The UMH team verifies that the entities adhere to all formalities, such as maintaining separate bank accounts, holding regular meetings, and ensuring the underlying assets are properly titled. Discounts for lack of marketability and lack of control are dependent on these operational details.

The legal structure of the UMH must also be coordinated with the state-specific rules governing trust situs and state income taxation. By strategically placing the situs of certain trusts in states like Delaware or South Dakota, which have favorable trust laws, the UMH can significantly reduce the overall tax burden. This decision is directly linked to the investment strategy, as the trust’s investment income will be subject to the chosen state’s tax regime.

The UMH model also manages the complex rules surrounding the generation-skipping transfer (GST) tax exemption. The team ensures that trusts intended to benefit multiple generations are properly allocated the GST exemption to achieve an inclusion ratio of zero. This prevents the imposition of the GST tax, which is levied at the highest federal estate tax rate on transfers that skip a generation.

Continuous legal oversight is necessary to ensure that beneficiary designations on retirement accounts and life insurance policies align perfectly with the provisions of the estate plan. Discrepancies between the governing legal documents and the beneficiary designations can lead to unintended beneficiaries and adverse tax outcomes. The UMH system provides the necessary central record-keeping to prevent these common administrative errors.

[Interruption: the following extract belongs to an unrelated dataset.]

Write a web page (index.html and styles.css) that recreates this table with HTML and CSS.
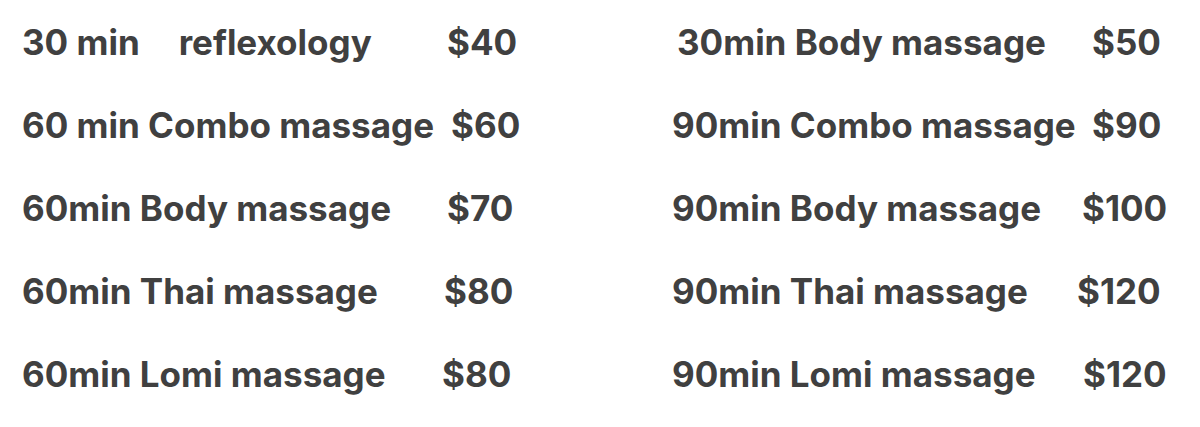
FILE: index.html
```html
<!DOCTYPE html>
<html lang="en">
<head>
<meta charset="utf-8">
<title>Massage prices</title>
<link rel="stylesheet" href="styles.css">
</head>
<body>
<main class="menu">
  <section class="col col-left">
    <div class="item"><span class="name">30 min<span class="gap">reflexology</span></span><span class="price">$40</span></div>
    <div class="item"><span class="name">60 min Combo massage</span><span class="price shift-r4">$60</span></div>
    <div class="item"><span class="name">60min Body massage</span><span class="price">$70</span></div>
    <div class="item"><span class="name">60min Thai massage</span><span class="price shift-l3">$80</span></div>
    <div class="item"><span class="name">60min Lomi massage</span><span class="price shift-l5">$80</span></div>
  </section>
  <section class="col col-right">
    <div class="item"><span class="name indent">30min Body massage</span><span class="price shift-r10">$50</span></div>
    <div class="item"><span class="name">90min Combo massage</span><span class="price shift-r10">$90</span></div>
    <div class="item"><span class="name">90min Body massage</span><span class="price">$100</span></div>
    <div class="item"><span class="name">90min Thai massage</span><span class="price shift-l5">$120</span></div>
    <div class="item"><span class="name">90min Lomi massage</span><span class="price shift-r1">$120</span></div>
  </section>
</main>
</body>
</html>
```
FILE: styles.css
```css
html, body {
  margin: 0;
  padding: 0;
  background: #ffffff;
}
body {
  width: 1200px;
  height: 427px;
  overflow: hidden;
  font-family: Inter, "Liberation Sans", sans-serif;
  font-weight: 700;
  font-size: 35px;
  color: #404040;
}
.menu {
  display: flex;
  padding-top: 1px;
}
.col {
  display: flex;
  flex-direction: column;
}
.col-left {
  padding-left: 22px;
  width: 628px;
}
.col-right {
  padding-left: 22px;
}
.item {
  display: grid;
  grid-template-columns: 425px auto;
  height: 83px;
  line-height: 83px;
  white-space: nowrap;
}
.col-right .item {
  grid-template-columns: 410px auto;
}
.gap {
  margin-left: 39px;
}
.indent {
  margin-left: 5px;
}
.shift-r10 { margin-left: 10px; }
.shift-r4 { margin-left: 4px; }
.shift-r1 { margin-left: 1px; }
.shift-l3 { margin-left: -3px; }
.shift-l5 { margin-left: -5px; }
```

The final element of tax and legal integration is the centralized management of all reporting requirements. This includes the filing of complex forms like IRS Form 1041 for trusts and estates or Form 990-PF for private foundations. The UMH team ensures that the tax implications of transactions are accurately reflected across all related tax returns.

This cross-entity verification reduces the risk of audit and ensures full compliance with the Internal Revenue Code.